Ocho años después del aterrizaje en la alcaldía de Ada Colau su mayor consecución, el principal de sus méritos como gobernante, es haber liderado y contribuido a desvanecer de manera colectiva el orgullo sobre Barcelona.

La sensación que durante décadas hemos acumulado los barceloneses de nacimiento, residencia, adopción o profesión –que hacía de la Ciudad Condal una urbe sobre la cual enarbolar y defender un estandarte de modernidad, europeísmo, calidad de vida y pluralidad social, cultural y política— ha desertado con la misma velocidad que lo hacen las aguas del Besòs o del Llobregat para desembocar en el Mediterráneo. Hoy, gracias a la herida infligida por Colau y los suyos, Madrid es la metrópoli del orgullo y Barcelona apenas alcanza a ser la de la resignación.

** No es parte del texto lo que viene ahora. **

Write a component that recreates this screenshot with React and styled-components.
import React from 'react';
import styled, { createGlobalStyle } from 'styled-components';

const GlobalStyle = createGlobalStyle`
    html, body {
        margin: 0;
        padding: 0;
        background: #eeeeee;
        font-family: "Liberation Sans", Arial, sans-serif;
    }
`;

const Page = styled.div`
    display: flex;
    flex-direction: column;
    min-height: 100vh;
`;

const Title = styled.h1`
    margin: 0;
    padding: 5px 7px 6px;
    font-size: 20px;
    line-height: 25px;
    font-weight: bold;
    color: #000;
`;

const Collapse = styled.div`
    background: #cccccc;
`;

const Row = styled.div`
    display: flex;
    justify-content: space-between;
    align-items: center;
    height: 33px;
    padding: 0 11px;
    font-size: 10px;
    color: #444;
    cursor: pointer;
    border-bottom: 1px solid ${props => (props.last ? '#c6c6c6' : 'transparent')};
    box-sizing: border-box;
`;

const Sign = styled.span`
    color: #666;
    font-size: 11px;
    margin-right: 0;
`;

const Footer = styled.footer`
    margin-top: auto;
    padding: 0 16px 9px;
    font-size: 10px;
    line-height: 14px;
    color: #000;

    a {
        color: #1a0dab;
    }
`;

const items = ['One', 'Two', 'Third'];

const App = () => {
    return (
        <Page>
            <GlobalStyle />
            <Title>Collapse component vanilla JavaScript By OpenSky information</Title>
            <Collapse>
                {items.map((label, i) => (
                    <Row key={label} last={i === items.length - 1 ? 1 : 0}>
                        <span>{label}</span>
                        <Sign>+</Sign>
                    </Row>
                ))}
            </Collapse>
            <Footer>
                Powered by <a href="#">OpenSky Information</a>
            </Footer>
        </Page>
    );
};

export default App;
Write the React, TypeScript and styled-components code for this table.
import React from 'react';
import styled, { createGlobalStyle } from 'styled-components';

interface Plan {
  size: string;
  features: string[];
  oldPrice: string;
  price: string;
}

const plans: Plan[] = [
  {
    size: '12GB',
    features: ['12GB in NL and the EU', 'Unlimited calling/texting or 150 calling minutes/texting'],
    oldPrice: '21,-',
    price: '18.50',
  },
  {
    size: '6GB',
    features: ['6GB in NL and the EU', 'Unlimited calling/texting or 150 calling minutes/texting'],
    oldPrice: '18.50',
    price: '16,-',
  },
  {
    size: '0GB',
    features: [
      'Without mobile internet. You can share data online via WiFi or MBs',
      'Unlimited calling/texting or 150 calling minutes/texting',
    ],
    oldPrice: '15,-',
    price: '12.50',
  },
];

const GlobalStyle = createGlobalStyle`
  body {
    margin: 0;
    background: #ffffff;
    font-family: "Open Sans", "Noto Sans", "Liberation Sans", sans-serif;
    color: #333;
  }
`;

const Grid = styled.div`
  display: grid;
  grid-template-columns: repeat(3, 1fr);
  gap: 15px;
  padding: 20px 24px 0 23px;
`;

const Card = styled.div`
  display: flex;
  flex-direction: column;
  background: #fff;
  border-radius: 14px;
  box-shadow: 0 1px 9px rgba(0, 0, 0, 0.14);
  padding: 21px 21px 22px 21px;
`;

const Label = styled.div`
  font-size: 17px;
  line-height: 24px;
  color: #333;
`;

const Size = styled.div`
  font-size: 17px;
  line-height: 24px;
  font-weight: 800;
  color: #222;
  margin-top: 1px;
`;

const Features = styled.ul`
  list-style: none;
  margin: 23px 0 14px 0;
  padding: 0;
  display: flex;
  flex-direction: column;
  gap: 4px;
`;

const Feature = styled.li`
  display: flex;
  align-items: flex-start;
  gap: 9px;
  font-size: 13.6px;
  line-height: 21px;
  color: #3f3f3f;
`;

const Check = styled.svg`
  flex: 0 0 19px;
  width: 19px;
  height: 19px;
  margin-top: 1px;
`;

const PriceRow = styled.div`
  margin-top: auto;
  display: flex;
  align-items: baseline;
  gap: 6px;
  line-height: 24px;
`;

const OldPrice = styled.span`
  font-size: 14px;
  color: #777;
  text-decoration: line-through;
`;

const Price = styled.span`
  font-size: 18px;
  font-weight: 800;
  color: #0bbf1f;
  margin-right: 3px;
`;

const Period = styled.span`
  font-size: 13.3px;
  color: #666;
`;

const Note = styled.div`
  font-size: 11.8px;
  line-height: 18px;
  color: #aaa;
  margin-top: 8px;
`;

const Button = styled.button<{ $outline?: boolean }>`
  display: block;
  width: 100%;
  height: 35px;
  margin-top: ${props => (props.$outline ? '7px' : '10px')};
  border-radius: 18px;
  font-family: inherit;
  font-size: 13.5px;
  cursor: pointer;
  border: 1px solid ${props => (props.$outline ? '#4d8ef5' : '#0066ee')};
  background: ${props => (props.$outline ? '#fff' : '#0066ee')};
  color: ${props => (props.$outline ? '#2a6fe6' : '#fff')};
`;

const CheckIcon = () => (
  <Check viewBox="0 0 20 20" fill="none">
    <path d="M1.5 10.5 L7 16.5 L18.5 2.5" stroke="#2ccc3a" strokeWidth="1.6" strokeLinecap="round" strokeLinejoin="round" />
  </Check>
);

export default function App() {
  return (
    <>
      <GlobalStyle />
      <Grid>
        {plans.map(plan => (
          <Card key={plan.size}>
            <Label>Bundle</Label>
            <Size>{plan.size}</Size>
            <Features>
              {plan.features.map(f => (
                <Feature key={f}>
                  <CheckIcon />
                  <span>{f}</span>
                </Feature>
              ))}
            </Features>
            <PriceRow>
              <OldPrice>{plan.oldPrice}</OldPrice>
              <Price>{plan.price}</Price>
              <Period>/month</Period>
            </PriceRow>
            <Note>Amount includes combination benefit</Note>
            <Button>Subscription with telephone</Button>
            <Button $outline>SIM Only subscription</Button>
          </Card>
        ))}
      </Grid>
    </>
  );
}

La vanidad colectiva y exportable que producía Barcelona entre sus residentes no se ajustaba a los límites del municipio. Se extendía entre los habitantes del entorno metropolitano que la circunda. De hecho, y con pocos matices, se prolongaba al conjunto de catalanes, que veían en su capital un referente de contraste con el resto de Cataluña, donde convivía lo tradicional, lo rural o la vecindad con otras tierras. Varios millones de barceloneses vivían y sentían una profunda admiración por el espacio que compartían. El resto de españoles querían visitarla, compartir el aire del mar, su gastronomía, la estética avanzada de un urbanismo innovador mezclado con la tradición, su capacidad emprendedora y la alta profesionalidad de sus actividades.

Ocho años han sido suficientes para que el principal activo de la marca Barcelona saltara por los aires y se hiciera añicos. El orgullo que se construyó en la segunda mitad del siglo XX y se ratificó con el movimiento olímpico de 1992 es hoy un melancólico recuerdo para una generación que lució la pertenencia y el vínculo con la ciudad de los prodigios. Un mandato de supuesta orientación progresista ha resultado tan nocivo como letal para un sentimiento que tardó décadas en construirse y se ha diluido en apenas unos años.

Llegan las elecciones en mayo y la precampaña está lanzada. Todos los partidos han designado ya a sus cabezas de lista y salvo sorpresas de última hora toda la carne que se podrá votar está en el asador. Estas elecciones tendrán un denominador común: todos contra Ada Colau. Lo que resulta una coincidencia en la crítica puede convertirse, gracias al márketing electoral, en un plebiscito sobre la edil. Convenientemente victimizada, la alcaldesa acabará presentándose como una de las grandes opciones frente a todas las demás. La ausencia de matices es una de las peores noticias para la ciudadanía.

En los programas electorales que nos proporcionarán se hablará de los grandes retos de la capital: seguridad, vivienda, limpieza, movilidad… Pocos candidatos, o casi nadie, se atreverá a jugar el discurso emocional, el que más une a la ciudadanía, con propuestas para recuperar el orgullo de Barcelona. Hoy es capital ilusionar a un electorado mosqueado con sus gobernantes y dubitativo sobre las posibilidades de retornar al esplendor pasado. Esa línea argumental sería un aglutinante de primer nivel.

Las políticas que se ejerzan desde una u otra perspectiva contribuirán a reconstruir un modelo de localidad que compita de nuevo con Madrid y las grandes capitales europeas. Tener resueltas las necesidades de los ciudadanos de manera correcta, por la vía del consenso y la transacción, era el principal componente de la fórmula magistral que daba lugar al orgullo barcelonés. Luchar por su recuperación sería una de ofertas electorales que más contribuirían al éxito de cualquier opción. Más todavía cuando la candidata de los comunes, Ada Colau, sigue empecinada en mantener su falsa lucha contra los poderosos sin darse cuenta de que el verdadero poder ha radicado siempre en aquellos ciudadanos que vestían por el mundo con orgullo y altivez una camiseta con el nombre o con motivos de la Barcelona que admiraban.